Hunger linked to poor health among low-income U.S. children in Cornell and Michigan study

Hunger is associated with poor health among low-income children in the United States, conclude nutritionists from Cornell University and the University of Michigan in the first national study to determine if the level of food deprivation that occurs in the U.S. is severe enough to affect children's health.

Specifically, the authors find that preschool and school-age children whose families sometimes or often go hungry are up to three times more likely to have reported poorer health and to have more stomachaches and headaches than children in well-fed families. Preschool-aged children who do not get enough food to eat also have more frequent colds.

"This study confirms that our social safety net has child-sized holes," says Katherine Alaimo, the first author on the study, who earned her Ph.D. at Cornell last year and is now a community health scholar at the University of Michigan. "The study underscores the urgency for achieving the objective set out in the federal government's Healthy People 2010 report that more families be food secure within the decade."

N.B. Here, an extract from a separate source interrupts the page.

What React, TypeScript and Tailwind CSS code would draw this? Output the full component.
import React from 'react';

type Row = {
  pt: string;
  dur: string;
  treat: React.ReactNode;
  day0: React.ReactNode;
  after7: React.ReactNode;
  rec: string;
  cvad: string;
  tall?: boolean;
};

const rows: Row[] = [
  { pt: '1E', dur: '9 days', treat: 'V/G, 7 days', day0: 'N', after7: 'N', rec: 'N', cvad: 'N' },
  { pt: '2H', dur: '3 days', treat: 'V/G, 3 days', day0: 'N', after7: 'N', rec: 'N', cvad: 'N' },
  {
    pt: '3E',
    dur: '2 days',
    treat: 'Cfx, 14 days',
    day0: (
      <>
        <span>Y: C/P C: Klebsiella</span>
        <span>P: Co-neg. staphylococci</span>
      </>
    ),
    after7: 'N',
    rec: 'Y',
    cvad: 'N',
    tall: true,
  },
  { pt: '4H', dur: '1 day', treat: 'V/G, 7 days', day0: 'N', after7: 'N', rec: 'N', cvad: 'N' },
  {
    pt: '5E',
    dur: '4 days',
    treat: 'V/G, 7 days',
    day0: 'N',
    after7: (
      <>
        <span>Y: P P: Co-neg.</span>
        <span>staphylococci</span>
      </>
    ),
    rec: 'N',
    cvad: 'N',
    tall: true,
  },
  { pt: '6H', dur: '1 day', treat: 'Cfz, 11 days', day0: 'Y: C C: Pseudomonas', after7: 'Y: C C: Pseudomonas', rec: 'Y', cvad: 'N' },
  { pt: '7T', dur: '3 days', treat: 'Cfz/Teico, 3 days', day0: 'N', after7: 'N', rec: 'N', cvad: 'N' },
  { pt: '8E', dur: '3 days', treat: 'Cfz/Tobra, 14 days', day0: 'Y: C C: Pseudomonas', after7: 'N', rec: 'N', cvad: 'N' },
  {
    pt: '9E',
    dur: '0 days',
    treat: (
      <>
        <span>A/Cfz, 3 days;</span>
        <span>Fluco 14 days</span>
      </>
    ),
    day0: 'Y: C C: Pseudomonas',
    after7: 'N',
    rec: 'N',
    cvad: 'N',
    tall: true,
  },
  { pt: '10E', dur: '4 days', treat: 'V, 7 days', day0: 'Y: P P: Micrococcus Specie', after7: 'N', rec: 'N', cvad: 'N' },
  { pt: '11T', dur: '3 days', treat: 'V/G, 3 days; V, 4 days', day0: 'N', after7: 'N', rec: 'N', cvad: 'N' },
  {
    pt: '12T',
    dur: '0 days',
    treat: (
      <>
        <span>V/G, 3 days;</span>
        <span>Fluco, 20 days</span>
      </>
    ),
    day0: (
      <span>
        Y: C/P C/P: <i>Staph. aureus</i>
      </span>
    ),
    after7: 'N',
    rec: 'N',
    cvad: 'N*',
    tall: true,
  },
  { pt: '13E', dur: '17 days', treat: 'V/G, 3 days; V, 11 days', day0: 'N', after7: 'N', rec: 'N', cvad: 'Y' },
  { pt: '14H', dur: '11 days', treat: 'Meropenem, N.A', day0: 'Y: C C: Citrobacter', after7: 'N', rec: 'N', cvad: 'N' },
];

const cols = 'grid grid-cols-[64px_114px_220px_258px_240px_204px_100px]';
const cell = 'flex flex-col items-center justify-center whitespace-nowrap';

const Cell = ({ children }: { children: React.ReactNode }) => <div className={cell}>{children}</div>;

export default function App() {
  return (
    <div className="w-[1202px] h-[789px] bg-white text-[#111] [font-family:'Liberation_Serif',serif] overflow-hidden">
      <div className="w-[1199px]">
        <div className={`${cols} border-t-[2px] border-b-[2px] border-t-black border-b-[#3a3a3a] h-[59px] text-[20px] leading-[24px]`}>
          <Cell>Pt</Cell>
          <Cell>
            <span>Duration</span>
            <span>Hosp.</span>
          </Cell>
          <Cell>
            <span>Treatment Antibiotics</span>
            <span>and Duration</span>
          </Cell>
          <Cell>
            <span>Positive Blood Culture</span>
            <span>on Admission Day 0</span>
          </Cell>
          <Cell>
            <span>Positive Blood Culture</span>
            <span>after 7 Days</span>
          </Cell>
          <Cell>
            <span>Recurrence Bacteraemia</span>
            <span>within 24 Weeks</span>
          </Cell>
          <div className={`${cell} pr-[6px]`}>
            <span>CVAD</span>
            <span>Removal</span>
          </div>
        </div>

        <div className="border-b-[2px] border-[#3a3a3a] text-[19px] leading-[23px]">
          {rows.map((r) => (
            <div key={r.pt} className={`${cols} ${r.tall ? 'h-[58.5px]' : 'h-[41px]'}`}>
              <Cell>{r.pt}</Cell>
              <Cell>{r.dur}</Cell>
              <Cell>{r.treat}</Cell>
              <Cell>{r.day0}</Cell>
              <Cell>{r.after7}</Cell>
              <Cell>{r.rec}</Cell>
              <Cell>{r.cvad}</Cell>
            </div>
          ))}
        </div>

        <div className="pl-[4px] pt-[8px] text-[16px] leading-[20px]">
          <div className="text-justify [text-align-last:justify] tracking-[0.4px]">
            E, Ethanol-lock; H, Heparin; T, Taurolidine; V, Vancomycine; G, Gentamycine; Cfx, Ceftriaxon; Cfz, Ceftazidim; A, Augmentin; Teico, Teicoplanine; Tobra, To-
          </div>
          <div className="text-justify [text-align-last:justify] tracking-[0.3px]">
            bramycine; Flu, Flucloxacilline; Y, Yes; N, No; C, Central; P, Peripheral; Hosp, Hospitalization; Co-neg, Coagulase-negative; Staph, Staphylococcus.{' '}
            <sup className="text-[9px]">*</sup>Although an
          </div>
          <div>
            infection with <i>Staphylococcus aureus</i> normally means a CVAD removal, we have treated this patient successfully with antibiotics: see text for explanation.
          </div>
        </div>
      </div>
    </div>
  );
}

The research is an analysis of a nationally representative sample from the third (1988-1994) National Health and Nutrition Examination Survey (NHANES III) and was part of Alaimo's doctoral thesis research. Published in the American Journal of Public Health (May 2001), the study was conducted with Christine M. Olson and Edward A. Frongillo, Jr., both in the Division of Nutritional Sciences at Cornell, and Ronnette R. Briefel of Mathematica Policy Research, Inc., who was with the National Center of Health Statistics, Washington's principal vital and health statistics agency, at the time of the study.

According to the health and nutritional survey, more than 15 percent of children from low-income families and about 2 percent of children from middle-income families don't always have enough to eat. The study showed that hunger has a strong effect on children's health over and above living in poverty and associated risks such as not having health insurance or a regular source of medical care. "At every income level, children whose families do not get enough food to eat have poorer health," says Alaimo.

Low income also is associated with poorer health, the study indicated. Both low-income preschoolers and school-age children have a higher prevalence of poor or fair health, stomachaches, a restricting impairment and iron-deficiency than high-income children.

"The findings that poverty and inadequate food are linked with poorer health status are particularly alarming in light of recent evidence that social inequalities in health persist into adulthood," says Olson, the Hazel E. Reed Human Ecology Extension Professor in Family Policy and a professor of nutritional sciences at Cornell. "Food security is a critical component of child health policy."

Recent welfare reform policies that move families to work might not enable low-income families to get enough food if the jobs they find don't pay enough. In 1998, the four co-authors reported that about 4 million children in the United States don't get enough to eat and that employment is no guarantee of being well-fed. They reported that more than one-half of the 10 million Americans who sometimes or often don't get enough food to eat are from families where at least one person has a job.

The research was supported, in part, by a training grant from the National Institutes of Health.